Chelsea Football Club were founded on 10 March 1905[2] at The Rising Sun pub, (now The Butcher's Hook) opposite today's main entrance to the ground on the Fulham Road. Since there was already a team named Fulham in the borough, the name of the adjacent borough, the Metropolitan Borough of Chelsea, was settled on after London FC, Kensington FC and Stamford Bridge FC had been rejected.[3] Blue shirts were adopted by Mears, after the racing colors of Lord Chelsea, along with white shorts and dark blue socks.

Chelsea initially considering joining the Southern League, but were rejected following objections from Fulham and Tottenham Hotspur, so they instead applied for admission to the Football League. Their candidacy was endorsed at the Football League AGM on 29 May 1905; a speech by Parker was particularly important, emphasising the new club's financial stability, its impressive new stadium and marquee players such as William "Fatty" Foulke, the 22 stone goalkeeper who had won a league title and two FA Cups with Sheffield United.


28-year-old Scottish international half-back John Robertson was hired as player- manager. The club began with established players recruited from other teams; along with Foulke, Chelsea signed forwards Jimmy Windridge and Bob McRoberts from Small Heath, and Frank Pearson from Manchester City. Chelsea's first league match took place away at Stockport County on 2 September 1905. They lost the game 1–0.[4] Their first home match was against Liverpool in a friendly. They won 4–0. Robertson also scored Chelsea's first competitive goal, in a 1–0 win against Blackpool.[5]


Chelsea finished a respectable 3rd in the Second Division in their first season, but Robertson steadily saw his position undermined by board room interference. He lost the power to select the team in November 1905, and by January 1907 he had left for Glossop.[6] Club secretary William Lewis took temporary charge and led the team to promotion at the end of the season, thanks largely to the goals of Windridge and George "Gatling Gun" Hilsdon. The latter was the first of many prolific strikers/forwards to play for Chelsea; he scored five goals on his debut and 27 in the promotion season en route to becoming the first player to score 100 goals for the club.


Lewis was succeeded by David Calderhead, who was to manage Chelsea for the next 26 years. The club's early seasons produced little success, and they yo-yoed between the First and Second divisions. They were relegated in 1909–10, promoted in 1911–12 and finished 19th in 1914–15, the final competitive season before football in England was suspended owing to World War I. The club would normally have been relegated, but when regular football resumed in 1919 the league was expanded to 22 teams and Chelsea were re-elected to the First Division.

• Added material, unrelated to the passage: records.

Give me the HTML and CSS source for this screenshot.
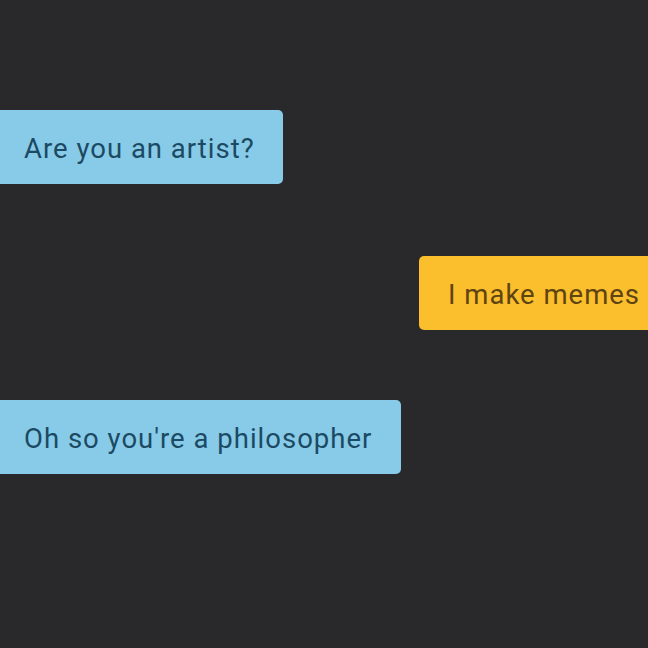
FILE: index.html
```html
<!DOCTYPE html>
<html>
<head>
<meta charset="utf-8">
<link rel="stylesheet" href="styles.css">
</head>
<body>
<div class="chat">
  <div class="bubble left blue b1">Are you an artist?</div>
  <div class="bubble right yellow b2">I make memes</div>
  <div class="bubble left blue b3">Oh so you're a philosopher</div>
</div>
</body>
</html>
```
FILE: styles.css
```css
html, body {
  margin: 0;
  padding: 0;
  background: #29292b;
  width: 648px;
  height: 648px;
  overflow: hidden;
}
.chat {
  display: flex;
  flex-direction: column;
  padding-top: 110px;
}
.bubble {
  height: 74px;
  box-sizing: border-box;
  display: flex;
  align-items: center;
  font-family: "Roboto", "DejaVu Sans", sans-serif;
  font-size: 27.5px;
  letter-spacing: 1px;
  white-space: nowrap;
  padding-top: 2px;
}
.left {
  align-self: flex-start;
  border-radius: 0 5px 5px 0;
  padding-left: 24px;
}
.right {
  align-self: flex-end;
  border-radius: 5px 0 0 5px;
  padding-left: 29px;
}
.blue {
  background: #88cbe9;
  color: #1c4a62;
}
.yellow {
  background: #fbbe2c;
  color: #5e4412;
}
.b1 { width: 283px; }
.b2 { width: 229px; margin-top: 72px; }
.b3 { width: 401px; margin-top: 70px; }
```
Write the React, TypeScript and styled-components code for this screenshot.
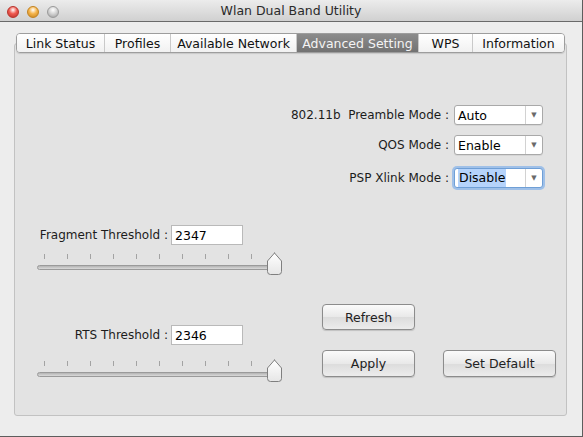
import React from 'react';
import styled, { createGlobalStyle } from 'styled-components';

const GlobalStyle = createGlobalStyle`
  html, body {
    margin: 0;
    padding: 0;
    background: #ececec;
  }
  body {
    font-family: "DejaVu Sans", "Lucida Grande", sans-serif;
    font-size: 12px;
    color: #1c1c1c;
  }
`;

const Window = styled.div`
  width: 583px;
  height: 437px;
  box-sizing: border-box;
  background: #ededed;
  border-right: 1px solid #5d5d5d;
  border-bottom: 1px solid #5d5d5d;
  display: flex;
  flex-direction: column;
`;

const TitleBar = styled.div`
  height: 21px;
  flex: none;
  position: relative;
  display: flex;
  align-items: center;
  justify-content: center;
  background: linear-gradient(#ececec, #d0d0d0);
  border-bottom: 1px solid #6a6a6a;
  font-size: 12.5px;
  color: #2a2a2a;
`;

const Lights = styled.div`
  position: absolute;
  left: 7px;
  top: 6px;
  display: flex;
  gap: 8px;
`;

const Light = styled.span<{ $c: string; $d: string }>`
  width: 12px;
  height: 12px;
  border-radius: 50%;
  box-sizing: border-box;
  border: 1px solid ${(p) => p.$d};
  background: radial-gradient(circle at 50% 30%, #fff 0, ${(p) => p.$c} 45%, ${(p) => p.$d} 100%);
`;

const Body = styled.div`
  flex: 1;
  display: flex;
  flex-direction: column;
  align-items: stretch;
  padding: 11px 15px 20px 14px;
`;

const TabBar = styled.div`
  align-self: center;
  display: flex;
  height: 20px;
  box-sizing: border-box;
  border: 1px solid #9d9d9d;
  border-radius: 4px;
  overflow: hidden;
  position: relative;
  z-index: 1;
  box-shadow: 0 1px 1px rgba(0, 0, 0, 0.12);
`;

const Tab = styled.div<{ $w: number; $active?: boolean }>`
  width: ${(p) => p.$w}px;
  box-sizing: border-box;
  display: flex;
  align-items: center;
  justify-content: center;
  font-size: 12.5px;
  white-space: nowrap;
  color: ${(p) => (p.$active ? '#f4f4f4' : '#111')};
  background: ${(p) =>
    p.$active ? 'linear-gradient(#8c8c8c, #727272)' : 'linear-gradient(#ffffff, #f1f1f1)'};
  & + & {
    border-left: 1px solid ${(p) => (p.$active ? '#6d6d6d' : '#c9c9c9')};
  }
`;

const Panel = styled.div`
  flex: 1;
  margin-top: -10px;
  background: #e3e3e3;
  border: 1px solid #c2c2c2;
  border-radius: 3px;
  padding: 61px 10px 0 22px;
  display: flex;
  flex-direction: column;
`;

const ModeList = styled.div`
  display: flex;
  flex-direction: column;
  align-items: flex-end;
  gap: 10px;
  margin-right: 13px;
`;

const ModeRow = styled.div<{ $extra?: number }>`
  display: flex;
  align-items: center;
  gap: 5px;
  margin-top: ${(p) => p.$extra || 0}px;
`;

const Label = styled.span`
  white-space: pre;
  font-size: 12px;
`;

const Select = styled.div<{ $focus?: boolean }>`
  width: 89px;
  height: 20px;
  box-sizing: border-box;
  display: flex;
  background: #fff;
  border: 1px solid ${(p) => (p.$focus ? '#6f9fd6' : '#a9a9a9')};
  border-radius: 3px;
  box-shadow: ${(p) => (p.$focus ? '0 0 0 2px #9fc0e8' : '0 1px 0 rgba(0,0,0,0.06)')};
`;

const SelectText = styled.div`
  flex: 1;
  display: flex;
  align-items: center;
  padding-left: 3px;
  font-size: 12.5px;
  color: #000;
`;

const Highlight = styled.span`
  background: #b5d3fb;
  padding: 1px 1px 2px 1px;
`;

const SelectArrow = styled.div`
  width: 16px;
  border-left: 1px solid #d2d2d2;
  display: flex;
  align-items: center;
  justify-content: center;
  font-size: 7px;
  color: #6a6a6a;
`;

const Lower = styled.div`
  display: flex;
  margin-top: 37px;
  gap: 36px;
`;

const SliderColumn = styled.div`
  width: 250px;
  display: flex;
  flex-direction: column;
`;

const FieldRow = styled.div<{ $top?: number }>`
  display: flex;
  align-items: center;
  margin-top: ${(p) => p.$top || 0}px;
`;

const FieldLabel = styled.span`
  width: 130px;
  margin-left: 1px;
  text-align: right;
  font-size: 12px;
  white-space: pre;
`;

const NumInput = styled.div`
  margin-left: 3px;
  width: 72px;
  height: 20px;
  box-sizing: border-box;
  background: #fff;
  border: 1px solid #b9b9b9;
  display: flex;
  align-items: center;
  padding-left: 3px;
  font-size: 12.5px;
  color: #000;
`;

const Slider = styled.div<{ $top: number }>`
  position: relative;
  width: 245px;
  height: 23px;
  margin-top: ${(p) => p.$top}px;
`;

const Ticks = styled.div`
  display: flex;
  justify-content: space-between;
  align-items: flex-end;
  padding: 0 7px;
  margin-top: 1px;
  height: 5px;
`;

const Tick = styled.span<{ $tall?: boolean }>`
  width: 1px;
  height: ${(p) => (p.$tall ? 7 : 5)}px;
  background: #a3a3a3;
`;

const Track = styled.div`
  margin-top: 6px;
  margin-right: 2px;
  height: 5px;
  box-sizing: border-box;
  border: 1px solid #9a9a9a;
  border-radius: 3px;
  background: linear-gradient(#b3b3b3, #dadada);
`;

const Thumb = styled.svg`
  position: absolute;
  top: -1px;
`;

const ButtonGrid = styled.div`
  display: grid;
  grid-template-columns: 93px 113px;
  grid-template-rows: 26px 27px;
  column-gap: 28px;
  row-gap: 20px;
  padding-top: 79px;
`;

const Button = styled.div<{ $col?: number }>`
  grid-column: ${(p) => p.$col || 'auto'};
  box-sizing: border-box;
  display: flex;
  align-items: center;
  justify-content: center;
  border: 1px solid #8c8c8c;
  border-radius: 4px;
  background: linear-gradient(#fbfbfb, #e9e9e9 50%, #dcdcdc 51%, #ececec);
  box-shadow: 0 1px 1px rgba(0, 0, 0, 0.15);
  font-size: 12.5px;
  color: #222;
`;

const tabs: [string, number][] = [
  ['Link Status', 87],
  ['Profiles', 66],
  ['Available Network', 126],
  ['Advanced Setting', 122],
  ['WPS', 54],
  ['Information', 92],
];

// thumb left offset within the 245px slider, from the slider's value (max = far right tick)
const thumbLeft = (value: number, max: number) => 229 * (value / max);

const ThresholdSlider = ({ top, value, max }: { top: number; value: number; max: number }) => (
  <Slider $top={top}>
    <Ticks>
      {Array.from({ length: 11 }).map((_, i) => (
        <Tick key={i} $tall={i === 10} />
      ))}
    </Ticks>
    <Track />
    <Thumb width="17" height="24" viewBox="0 0 17 24" style={{ left: thumbLeft(value, max) }}>
      <defs>
        <linearGradient id="tg" x1="0" y1="0" x2="0" y2="1">
          <stop offset="0" stopColor="#ffffff" />
          <stop offset="1" stopColor="#e6e6e6" />
        </linearGradient>
      </defs>
      <path
        d="M8.5 1 L15.5 9 L15.5 19.5 Q15.5 22.5 12.5 22.5 L4.5 22.5 Q1.5 22.5 1.5 19.5 L1.5 9 Z"
        fill="url(#tg)"
        stroke="#7f7f7f"
        strokeWidth="1"
      />
    </Thumb>
  </Slider>
);

const App = () => {
  return (
    <Window>
      <GlobalStyle />
      <TitleBar>
        <Lights>
          <Light $c="#f0594f" $d="#b8322b" />
          <Light $c="#f5b44a" $d="#c3821e" />
          <Light $c="#d4d4d4" $d="#9a9a9a" />
        </Lights>
        Wlan Dual Band Utility
      </TitleBar>
      <Body>
        <TabBar>
          {tabs.map(([name, w]) => (
            <Tab key={name} $w={w} $active={name === 'Advanced Setting'}>
              {name}
            </Tab>
          ))}
        </TabBar>
        <Panel>
          <ModeList>
            <ModeRow>
              <Label>802.11b  Preamble Mode :</Label>
              <Select>
                <SelectText>Auto</SelectText>
                <SelectArrow>▼</SelectArrow>
              </Select>
            </ModeRow>
            <ModeRow>
              <Label>QOS Mode :</Label>
              <Select>
                <SelectText>Enable</SelectText>
                <SelectArrow>▼</SelectArrow>
              </Select>
            </ModeRow>
            <ModeRow $extra={3}>
              <Label>PSP Xlink Mode :</Label>
              <Select $focus>
                <SelectText>
                  <Highlight>Disable</Highlight>
                </SelectText>
                <SelectArrow>▼</SelectArrow>
              </Select>
            </ModeRow>
          </ModeList>
          <Lower>
            <SliderColumn>
              <FieldRow>
                <FieldLabel>Fragment Threshold :</FieldLabel>
                <NumInput>2347</NumInput>
              </FieldRow>
              <ThresholdSlider top={8} value={2347} max={2347} />
              <FieldRow $top={49}>
                <FieldLabel>RTS Threshold :</FieldLabel>
                <NumInput>2346</NumInput>
              </FieldRow>
              <ThresholdSlider top={15} value={2346} max={2347} />
            </SliderColumn>
            <ButtonGrid>
              <Button>Refresh</Button>
              <Button $col={1}>Apply</Button>
              <Button>Set Default</Button>
            </ButtonGrid>
          </Lower>
        </Panel>
      </Body>
    </Window>
  );
};

export default App;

In 1915, under the shadow of the First World War, Chelsea reached their first FA Cup final, the so-called "Khaki" cup final, owing to the large number of uniformed soldiers in attendance. The match against Sheffield United was played in a sombre atmosphere and staged at Old Trafford in Manchester to avoid disruption in London. Chelsea, minus their top amateur striker, Vivian Woodward, who had sportingly insisted that the team who reached the final ought to keep their places, were seemingly unnerved by the occasion and outplayed for much of the match. Goalkeeper Jim Molyneux's mistake allowed United to score before half-time, but the Blues held out until the final six minutes, when their opponents added two more to win 3–0.